Thursday, August 04, 2005

Goodbye Blazer of Glory (has it been 20 years?)

I moved here (Oklahoma) in June of 1991. But I left again as soon as I got here to tour the country with a Drum and Bugle Corps. When I got back in mid-August of 1991, I had a week until my first day of college. It was at that time that I learned from my father that I would be driving his 1985 Chevy Blazer to college instead of my step-mother's car.

I was very familiar with the Blazer from cross-country trips I'd taken in it with my dad when I was younger. And more recently at the time, it was the vehicle my dad and I drove to Oklahoma in when I moved here from Philadelphia. But, there was just one small problem. It was a stick. And I didn't know how to drive it.

So, I had one week to learn to drive a stick. And my father tells me to this day that the Blazer wasn't exactly the best vehicle to learn how to drive a stick for the first time with. I have many terrible memories of my one-week crash-course. But I didn't crash.

I did eventually get the hang of stick-driving (and until my most recent vehicle, had always insisted upon getting a stick when getting a new[er] vehicle). So all through college, while I lived with my father, I drove the Blazer. It wasn't a show-horse, but it was capable and reliable.

Several years later, my dad got a different primary vehicle, so he outright gave me the Blazer, so that, as I was married at the time, we could have two vehicles. I drove it for a few years as my primary mode of transport, until, in its old age, it started to have some trouble.

Finally, in 1999, it experienced a catastrophic engine problem. While it probably could have been repaired at the time (for non-trivial amounts of funding), I was newly divorced with two small children (they were 1 and 3 at the time... can you believe it?), so I wanted something undeniably reliable. I got my first Saturn at that time, and the Blazer, shamefully, sat in my driveway ever since.

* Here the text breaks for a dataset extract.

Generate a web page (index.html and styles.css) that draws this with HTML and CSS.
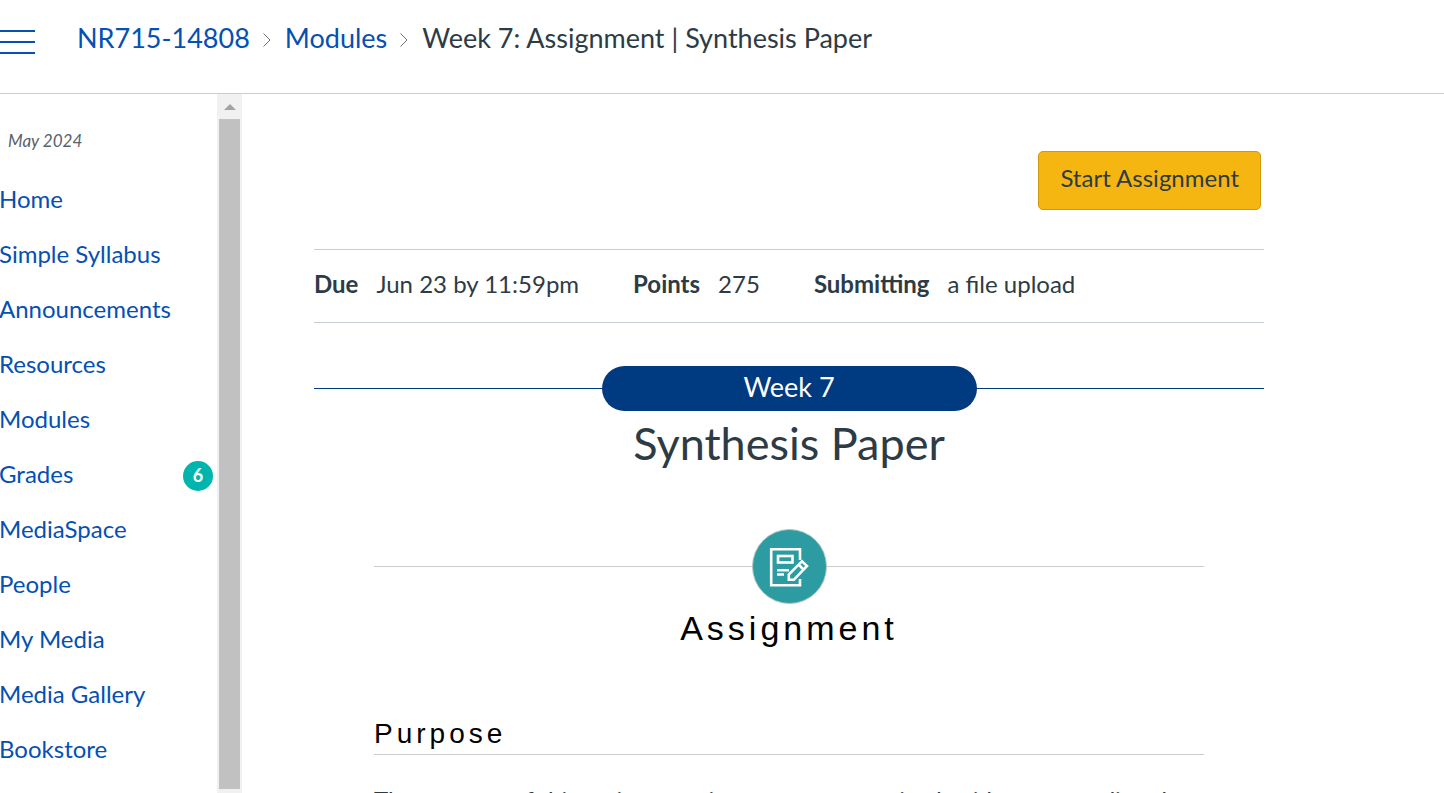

My dad and I always intended to fix-up our old beast of burden and give her a new, good home, but we just never had the time. She literally rotted away before my eyes in the driveway. I figured I would be reserved to having it towed off for the scrap pile one of these years.

But then my ex-brother-in-law called. He's the car-fixer-upper type. And he offered to buy Blazer of Glory from me, fix her up, and give her a new, good home. However, he's called me three times now with such an offer. Never before was the offer fulfilled. Finally, though, he came, to save my dying old truck, some 20 years after my father bought it, and 10 years after it became my primary vehicle.

Today, he and two others arrived to tow Blazer of Glory off into the distance for new adventures. Fare thee well, BoG. You deserved better than I was able to give. I'm glad come morning you'll find yourself in a better place than my driveway. Though I must say, returning home this evening to that empty driveway was somber. The definitive end of an era. The closure of old bonds. Thanks for the memories.